Mr. & Mrs. Smith (2005) 

This film takes “‘til death do us part” to the next level. Unbeknownst to each other, married couple John and Jane Smith are both assassins from rival agencies, assigned to kill each other. I can’t think of another film this century that captures the raw sexual energy of two co-stars carrying on an alleged real-life affair while making the movie. Sure, we don’t know that they were sharing a dressing room so to speak, but it’s all up there on the screen.
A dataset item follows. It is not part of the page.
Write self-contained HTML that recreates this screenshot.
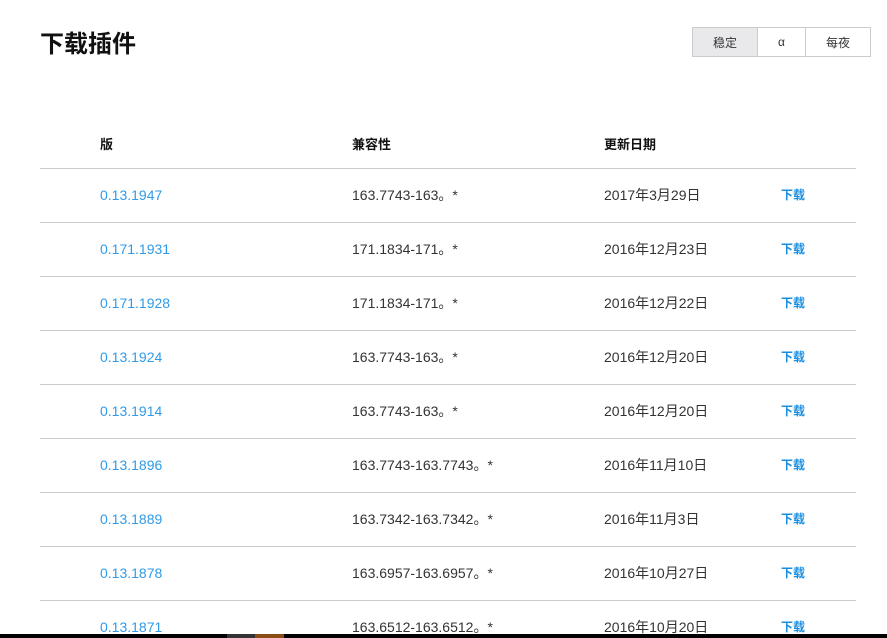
<!DOCTYPE html><html><head><meta charset="utf-8"><style>
body{margin:0;width:887px;height:638px;overflow:hidden;background:#fff;font-family:"Liberation Sans","Noto Sans CJK SC",sans-serif;color:#333;position:relative}
.a{position:absolute;white-space:nowrap}
h1{position:absolute;left:40px;top:24px;margin:0;font-size:24px;font-weight:bold;color:#111;font-family:"Noto Sans CJK SC",sans-serif}
.tabs{position:absolute;left:692px;top:27px;width:177px;height:28px;border:1px solid #ccc;display:flex;font-size:12px}
.tabs div{display:flex;align-items:center;justify-content:center;border-right:1px solid #ccc}
.tabs div:last-child{border:none}
.line{position:absolute;left:40px;width:816px;height:1px;background:#ccc}
.h{font-size:13px;font-weight:bold;color:#111;top:134px}
.r{font-size:14px;line-height:18px}
.v{color:#2f9be8}.d{color:#1a8fe0;font-size:12px;font-weight:bold}
</style></head><body>
<h1>下载插件</h1>
<div class="tabs"><div style="width:64px;background:#e9e9eb">稳定</div><div style="width:47px">α</div><div style="flex:1">每夜</div></div>
<div class="a h" style="left:100px">版</div><div class="a h" style="left:352px">兼容性</div><div class="a h" style="left:604px">更新日期</div>
<div id="rows"></div>
<div class="a" style="left:0;top:634px;width:887px;height:4px;background:#000"></div>
<div class="a" style="left:227px;top:634px;width:28px;height:4px;background:#333"></div>
<div class="a" style="left:255px;top:634px;width:29px;height:4px;background:#8a4d14"></div>
<script>
var d=[["0.13.1947","163.7743-163。*","2017年3月29日"],["0.171.1931","171.1834-171。*","2016年12月23日"],["0.171.1928","171.1834-171。*","2016年12月22日"],["0.13.1924","163.7743-163。*","2016年12月20日"],["0.13.1914","163.7743-163。*","2016年12月20日"],["0.13.1896","163.7743-163.7743。*","2016年11月10日"],["0.13.1889","163.7342-163.7342。*","2016年11月3日"],["0.13.1878","163.6957-163.6957。*","2016年10月27日"],["0.13.1871","163.6512-163.6512。*","2016年10月20日"]];
var h="";d.forEach(function(r,i){var y=168+54*i;h+='<div class="line" style="top:'+y+'px"></div>';var t=y+18;
h+='<div class="a r v" style="left:100px;top:'+t+'px">'+r[0]+'</div><div class="a r" style="left:352px;top:'+t+'px">'+r[1]+'</div><div class="a r" style="left:604px;top:'+t+'px">'+r[2]+'</div><div class="a r d" style="left:781px;top:'+t+'px">下载</div>';});
document.getElementById("rows").innerHTML=h;
</script>
</body></html>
This movie is flawed but very fun, especially if you ignore the plot holes and instead focus your attention on the flaming-hot chemistry and charisma of the duo. 

Out of Sight (1998) 

George Clooney (handsome, charming, bank robber) accidentally kidnaps JLo (beautiful, dangerous, US Marshal) on his unscheduled departure from prison. A steamy game of cat and mouse ensues. This genre is just an excuse to be sexy. 

Anti-Valentine’s Day 

Midsommar (2019)

A stark portrayal of a failing romance and a visceral (this is a horror movie) exploration of grief and isolation against the backdrop of pagan rituals in rural Sweden, Midsommar subverts the traditional love story, serving as a haunting reminder of the complexities and, sometimes horrifying, realities of relationships. This film is a mesmerizing yet unsettling exploration of the darkest depths of love, making it a worthy choice for anyone seeking a departure from saccharine romantic classics this Valentine’s Day. 

Ready or Not (2019)

From “I do” to “I…die?” A newlywed bride finds herself thrust into a seriously deadly game of hide-and-seek on her wedding night. Need I say more? 


Phantom Thread (2017) 

Not your traditional romantic comedy, Paul Thomas Anderson’s Phantom Thread follows a meticulous and eccentric dressmaker in 1950s London as his carefully curated life is altered (get it?) with the entrance of sweet and intriguing but strong-willed Alma. Alma is thrust into the delicate world of the famed House of Woodcock, where missteps are rewarded with tantrums and taste in everything is a requirement. It will sneak up on you, but this is sort of the funniest movie in years.